Dans le premier cd, qui couvre les années 1926 à 1961, il est donné à re- découvrir des artistes telles que Cleo Brown, virtuose du piano, qui propose un jazz swinguant, comme sur « The stuff is here and it’s mellow » ou sur « When Hollywood goes black and tan », qui évoque un Hollywood fréquenté par beaucoup d’artistes noirs, comme Louis Armstrong. Avec LR Armstrong, on arrive sur un jazz plus enlevé, avec des cuivres bien présents. Prémices d’un futur bebop. Écoutez donc « Harlem on saturday night ». Puis vient la voix plaintive de Una Mae Carlisle, sur « Love walked in ». On peut remarquer son phrasé précis, son timbre de voix équilibré, le tout sur des orchestrations qui là encore swinguent. Julia Lee est une pianiste davantage portée sur le boogie-blues.

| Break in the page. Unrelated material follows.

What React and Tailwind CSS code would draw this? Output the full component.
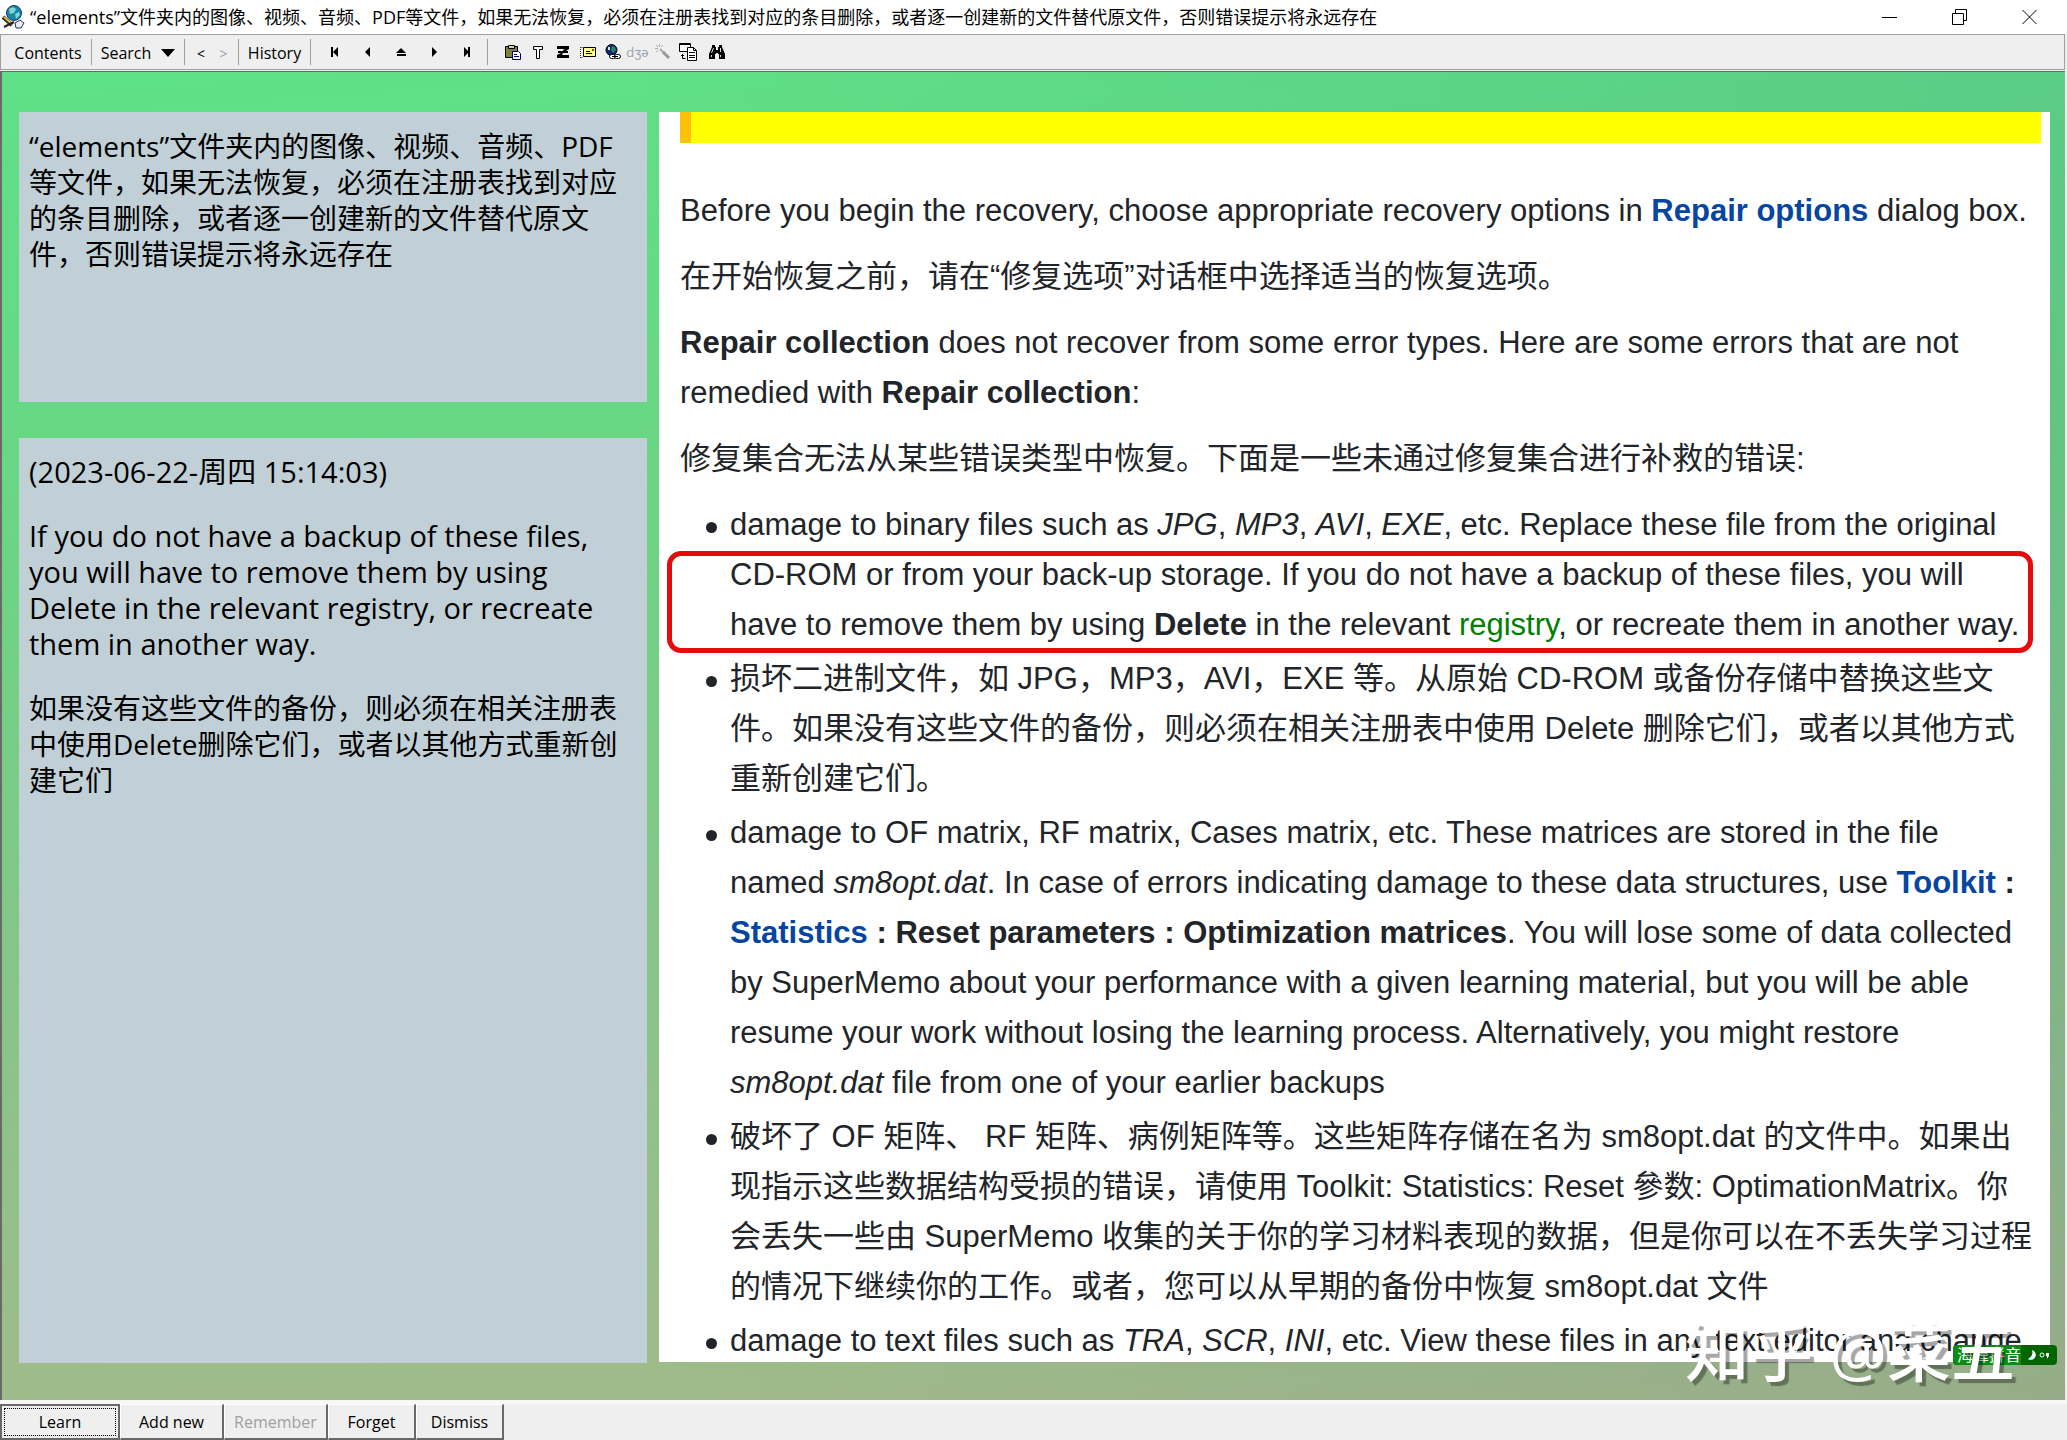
import React from 'react'

const navIcons = [
  { label: 'First', paths: ['M4 3h2v10h-2z', 'M11 3v10l-5-5z'] },
  { label: 'Back', paths: ['M10 3v10l-5-5z'] },
  { label: 'Up', paths: ['M8 4l5 5h-10z', 'M4 10h9v2h-9z'] },
  { label: 'Forward', paths: ['M6 3v10l5-5z'] },
  { label: 'Last', paths: ['M5 3v10l5-5z', 'M9 3h2v10h-2z'] },
]

function AppIcon() {
  return (
    <svg className="w-6 h-6 shrink-0" viewBox="0 0 24 24" aria-hidden="true">
      <circle cx="12" cy="8" r="7.500" fill="#1a86a8" stroke="#123a66" />
      <path d="M7 4l4-2 3 2-2 4-4 1zM13 9l4-2 1 3-4 4z" fill="#7fd6cf" />
      <path d="M1 12l9 8" stroke="#222" strokeWidth="4" />
      <path d="M2 12l8 7" stroke="#d9c24a" strokeWidth="2" />
      <path d="M2 22l10-5" stroke="#222" strokeWidth="2" />
      <path d="M13 18l5-3 4 3-3 5h-5z" fill="#e8ecf8" stroke="#26306a" />
    </svg>
  )
}

function PasteIcon() {
  return (
    <svg className="w-4 h-4" viewBox="0 0 16 16" aria-hidden="true">
      <path d="M0.500 2.500h12v11h-12z" fill="#80803c" stroke="#000" />
      <path d="M3.500 1.500h6v3h-6z" fill="#d8d890" stroke="#000" />
      <path d="M7.500 7.500h6l2 2v6h-8z" fill="#fff" stroke="#000066" />
      <path d="M9 10.500h3M9 12.500h5" stroke="#000066" />
    </svg>
  )
}

function TextIcon() {
  return (
    <svg className="w-4 h-4" viewBox="0 0 16 16" aria-hidden="true">
      <path d="M3.500 2.500h9v3h-3v9h-3v-9h-3z" fill="#fff" stroke="#000" />
    </svg>
  )
}

function ZIcon() {
  return (
    <svg className="w-4 h-4" viewBox="0 0 16 16" aria-hidden="true">
      <path d="M2 2h12v3l-3 2h2v2h-5l-1 2h7v3h-12v-3l4-2h-3v-2h5l1-2h-7z" fill="#000" />
    </svg>
  )
}

function CardIcon() {
  return (
    <svg className="w-4 h-4" viewBox="0 0 16 16" aria-hidden="true">
      <path d="M3.500 3.500h12v9h-12z" fill="#ffff9c" stroke="#000" />
      <path d="M0.500 3v11" stroke="#333" strokeDasharray="1 1" />
      <path d="M1 3.500h2M1 13.500h2" stroke="#888" />
      <path d="M6 7.500h4M6 9.500h6" stroke="#000" />
      <path d="M12 5h2v2h-2z" fill="#a33" />
    </svg>
  )
}

function WebIcon() {
  return (
    <svg className="w-4 h-4" viewBox="0 0 16 16" aria-hidden="true">
      <circle cx="6.500" cy="6" r="5.500" fill="#0b2a7a" stroke="#000" />
      <path d="M7 2l3 1 1 3-3 3-2-3z" fill="#2f8060" />
      <path d="M3 3h2v3h-2z" fill="#c9efe0" />
      <rect x="4.500" y="10.500" width="6" height="4" rx="2" fill="#fff" stroke="#000" />
      <rect x="9.500" y="10.500" width="6" height="4" rx="2" fill="#fff" stroke="#000" />
      <path d="M7 12.500h6" stroke="#000" />
    </svg>
  )
}

function WandIcon() {
  return (
    <svg className="w-4 h-4" viewBox="0 0 16 16" aria-hidden="true">
      <path d="M5 5l4 4" stroke="#aaa" strokeWidth="2" />
      <path d="M8 8l6 6" stroke="#999" strokeWidth="3" />
      <path d="M0 4.500h3M4.500 0v3M1 1l2 2M8 1l-2 2M1 8l2-2" stroke="#aaa" />
    </svg>
  )
}

function WindowsIcon() {
  return (
    <svg className="w-5 h-5" viewBox="0 0 20 20" aria-hidden="true">
      <path d="M1.500 1.500h11v8h-11z" fill="#fff" stroke="#000" />
      <path d="M1 2.500h12" stroke="#000" />
      <path d="M9.500 5.500h6l3 3v10h-9z" fill="#fff" stroke="#000" />
      <path d="M15.500 5.500v3h3M11 10.500h6M11 13.500h6M11 15.500h6" fill="none" stroke="#000" />
      <path d="M4.500 12v4.500h3M3 13.500h3" fill="none" stroke="#000" />
    </svg>
  )
}

function FindIcon() {
  return (
    <svg className="w-4 h-4" viewBox="0 0 16 16" aria-hidden="true">
      <path d="M3 1h3v2h1v3h2v-3h1v-2h3v2l3 7v5h-6v-5h-1v-1h-2v1h-1v5h-6v-5l3-7z" fill="#000" />
      <path d="M4.500 4l-2 5M11.500 4v4M2.500 11v2M11.500 11v2" stroke="#ddd" />
    </svg>
  )
}

const tools = [
  { label: 'Paste', icon: <PasteIcon /> },
  { label: 'Text', icon: <TextIcon /> },
  { label: 'Cloze', icon: <ZIcon /> },
  { label: 'Card', icon: <CardIcon /> },
  { label: 'Web', icon: <WebIcon /> },
  { label: 'Phonetics', icon: <span className="text-[13px] leading-4 text-gray-400">dʒə</span> },
  { label: 'Wizard', icon: <WandIcon /> },
  { label: 'Copy windows', icon: <WindowsIcon /> },
]

const actions = [
  { label: 'Add new', width: 'w-[104px]' },
  { label: 'Remember', width: 'w-[104px]', disabled: true },
  { label: 'Forget', width: 'w-[88px]' },
  { label: 'Dismiss', width: 'w-[88px]' },
]

function TitleBar() {
  return (
    <header className="h-[34px] flex items-center bg-white px-[2px]">
      <AppIcon />
      <h1 className="flex-1 ml-1 text-[18px] leading-6 whitespace-nowrap">
        “elements”文件夹内的图像、视频、音频、PDF等文件，如果无法恢复，必须在注册表找到对应的条目删除，或者逐一创建新的文件替代原文件，否则错误提示将永远存在
      </h1>
      <button type="button" aria-label="Minimize" className="w-[70px] h-8 flex items-center justify-center">
        <svg className="w-4 h-4" viewBox="0 0 16 16"><path d="M0 8.500h15" stroke="#000" /></svg>
      </button>
      <button type="button" aria-label="Restore" className="w-[70px] h-8 flex items-center justify-center">
        <svg className="w-4 h-4" viewBox="0 0 16 16" fill="none" stroke="#000">
          <path d="M0.500 4.500h11v11h-11z" />
          <path d="M3.500 4v-3.500h11v11h-3" />
        </svg>
      </button>
      <button type="button" aria-label="Close" className="w-[70px] h-8 flex items-center justify-center">
        <svg className="w-4 h-4" viewBox="0 0 16 16" stroke="#000"><path d="M0.500 1l14 14M14.500 1l-14 14" /></svg>
      </button>
    </header>
  )
}

function Divider() {
  return <span className="w-px h-[26px] bg-[#a0a0a0]" />
}

function Toolbar() {
  return (
    <nav className="h-9 mr-[2px] flex items-center bg-[#efefef] border border-[#a0a0a0] text-base">
      <button type="button" className="w-[90px] pl-1 pt-[2px] text-center">Contents</button>
      <Divider />
      <button type="button" className="w-[92px] pt-[2px] flex items-center justify-center gap-[10px]">
        Search
        <svg className="w-[14px] h-2" viewBox="0 0 14 8"><path d="M0 0h14l-7 8z" /></svg>
      </button>
      <Divider />
      <button type="button" className="w-[28px] pl-1 pt-1 text-sm">&lt;</button>
      <button type="button" disabled className="w-[25px] pr-1 pt-1 text-sm text-gray-400">&gt;</button>
      <Divider />
      <button type="button" className="w-[71px] pt-[2px] text-center">History</button>
      <Divider />
      <div className="flex ml-[7px]">
        {navIcons.map((icon) => (
          <button key={icon.label} type="button" aria-label={icon.label} className="w-[33px] h-8 flex items-center justify-center">
            <svg className="w-4 h-4" viewBox="0 0 16 16">
              {icon.paths.map((d) => <path key={d} d={d} />)}
            </svg>
          </button>
        ))}
      </div>
      <span className="w-px h-[26px] bg-[#a0a0a0] ml-1 mr-3" />
      {tools.map((tool) => (
        <button key={tool.label} type="button" aria-label={tool.label} className="w-[25px] h-8 flex items-center justify-center">
          {tool.icon}
        </button>
      ))}
      <button type="button" aria-label="Find" className="w-[25px] h-8 ml-1 flex items-center justify-center">
        <FindIcon />
      </button>
    </nav>
  )
}

function Notes() {
  return (
    <div className="w-[628px] shrink-0 flex flex-col gap-9">
      <section className="h-[290px] bg-[#c1d0d6] px-[10px] py-4 text-[28px] leading-9">
        “elements”文件夹内的图像、视频、音频、PDF等文件，如果无法恢复，必须在注册表找到对应的条目删除，或者逐一创建新的文件替代原文件，否则错误提示将永远存在
      </section>
      <section className="flex-1 bg-[#c1d0d6] px-[10px] py-4 leading-9 flex flex-col gap-7">
        <p className="text-[29px]">(2023-06-22-周四 15:14:03)</p>
        <p className="text-[29px]">
          If you do not have a backup of these files, you will have to remove them by using Delete in the relevant registry, or recreate them in another way.
        </p>
        <p className="text-[28px]">
          如果没有这些文件的备份，则必须在相关注册表中使用Delete删除它们，或者以其他方式重新创建它们
        </p>
      </section>
    </div>
  )
}

function Item({ children }) {
  return (
    <li className="relative before:content-[''] before:float-left before:-ml-6 before:mr-[13px] before:mt-[22px] before:size-[11px] before:rounded-full before:bg-[#212529]">
      {children}
    </li>
  )
}

function Article() {
  return (
    <article className="flex-1 min-w-0 h-[1250px] overflow-hidden bg-white pl-[21px] pr-[9px] text-[31px] leading-[50px] text-[#212529] font-['Liberation_Sans','Noto_Sans_CJK_SC',sans-serif]">
      <div className="h-[31px] mb-[43px] bg-[#ffff00] border-l-[11px] border-[#ffc107]" />
      <p className="mb-4">
        Before you begin the recovery, choose appropriate recovery options in <a href="#repair" className="font-bold text-[#0645a0]">Repair options</a> dialog box.
      </p>
      <p className="mb-4">在开始恢复之前，请在“修复选项”对话框中选择适当的恢复选项。</p>
      <p className="mb-4">
        <b>Repair collection</b> does not recover from some error types. Here are some errors that are not remedied with <b>Repair collection</b>:
      </p>
      <p className="mb-4">修复集合无法从某些错误类型中恢复。下面是一些未通过修复集合进行补救的错误:</p>
      <ul className="pl-[50px] pr-2 flex flex-col gap-1">
        <Item>
          damage to binary files such as <i>JPG</i>, <i>MP3</i>, <i>AVI</i>, <i>EXE</i>, etc. Replace these file from the original CD-ROM or from your back-up storage. If you do not have a backup of these files, you will have to remove them by using <b>Delete</b> in the relevant <a href="#registry" className="text-[#008000]">registry</a>, or recreate them in another way.
          <span className="absolute -left-[63px] right-0 top-[51px] h-[102px] border-[5px] border-[#e60c0c] rounded-[14px]" />
        </Item>
        <Item>
          损坏二进制文件，如 JPG，MP3，AVI，EXE 等。从原始 CD-ROM 或备份存储中替换这些文件。如果没有这些文件的备份，则必须在相关注册表中使用 Delete 删除它们，或者以其他方式重新创建它们。
        </Item>
        <Item>
          damage to OF matrix, RF matrix, Cases matrix, etc. These matrices are stored in the file named <i>sm8opt.dat</i>. In case of errors indicating damage to these data structures, use <b><a href="#toolkit" className="text-[#0645a0]">Toolkit</a> : <a href="#statistics" className="text-[#0645a0]">Statistics</a> : Reset parameters : Optimization matrices</b>. You will lose some of data collected by SuperMemo about your performance with a given learning material, but you will be able resume your work without losing the learning process. Alternatively, you might restore <i>sm8opt.dat</i> file from one of your earlier backups
        </Item>
        <Item>
          破坏了 OF 矩阵、 RF 矩阵、病例矩阵等。这些矩阵存储在名为 sm8opt.dat 的文件中。如果出现指示这些数据结构受损的错误，请使用 Toolkit: Statistics: Reset 參数: OptimationMatrix。你会丢失一些由 SuperMemo 收集的关于你的学习材料表现的数据，但是你可以在不丢失学习过程的情况下继续你的工作。或者，您可以从早期的备份中恢复 sm8opt.dat 文件
        </Item>
        <Item>
          damage to text files such as <i>TRA</i>, <i>SCR</i>, <i>INI</i>, etc. View these files in any text editor and change
        </Item>
      </ul>
    </article>
  )
}

function ActionBar() {
  return (
    <footer className="h-10 flex bg-[#efefef] border-t-4 border-[#f7f7f7] text-base">
      <button type="button" className="w-[120px] border-2 border-[#696969] p-[2px]">
        <span className="h-full flex items-center justify-center border border-dotted border-black">Learn</span>
      </button>
      {actions.map((action) => (
        <button
          key={action.label}
          type="button"
          disabled={action.disabled}
          className={`${action.width} border-r-2 border-b-2 border-t border-l border-t-white border-l-white border-r-[#696969] border-b-[#696969] disabled:text-[#a0a0a0]`}
        >
          {action.label}
        </button>
      ))}
    </footer>
  )
}

export default function App() {
  return (
    <div lang="zh-CN" className="relative min-h-screen flex flex-col overflow-hidden bg-[#efefef] text-black font-['Open_Sans','Noto_Sans_CJK_SC',sans-serif]">
      <TitleBar />
      <Toolbar />
      <main className="flex-1 mt-px mr-[2px] flex gap-3 pl-[17px] pr-[15px] pt-10 pb-[37px] border-l-2 border-t border-[#696969] bg-[linear-gradient(90deg,transparent_30%,rgba(30,85,125,0.12)_100%),linear-gradient(176deg,#5ee187_0%,#6bd584_32%,#85c688_60%,#a7b88b_100%)]">
        <Notes />
        <Article />
      </main>
      <ActionBar />

      {/* input method indicator */}
      <div className="absolute right-[10px] bottom-[75px] w-[104px] h-5 flex items-center rounded bg-[#006400] text-white text-[16px] overflow-hidden">
        <span className="w-[68px] pl-1 bg-[#0a8c14] leading-5 whitespace-nowrap overflow-hidden">海峰拼音</span>
        <svg className="w-9 h-5" viewBox="0 0 36 20" fill="#fff">
          <path d="M11 5a5 5 0 1 1-4 9a7 7 0 0 0 4-9z" />
          <circle cx="21" cy="10" r="2" fill="none" stroke="#fff" />
          <path d="M25 8h3v3l-2 3v-3h-1z" />
        </svg>
      </div>
      <div className="absolute right-[52px] bottom-[48px] text-[64px] leading-[80px] font-medium text-white whitespace-nowrap [text-shadow:4px_4px_1px_rgba(0,0,0,0.35)]">
        知乎 @菜五
      </div>
    </div>
  )
}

Écoutez « Dream Lucky blues » et son jeu précis, moderne. Cela se précise avec « Comme watcha you got », qui pourrait presque être un rock. Enfin elle est l’auteur d’une belle version de « Nobody knows when you’re down and out ». Paula Watson, elle, assume un style blues évident (« Pretty papa blues »). Plus loin sur le disque, on trouve aussi Ira Mae Littlejohn, qui veux voir Jésus en mode blues, Clara Ward qui pousse la voix comme à l’église le dimanche pour chanter le gospel, enfin Aretha Franklin, qui nous indique que le sang devient chaud dans les veines (« While the blood runs warm », et qu’elle résiste à la tentation (« Yeld not to temptation »). Ce premier chapitre ouvre des horizons intéressants, Aussi le second cd, qui va de 1930 à 1961, s’annonce bien.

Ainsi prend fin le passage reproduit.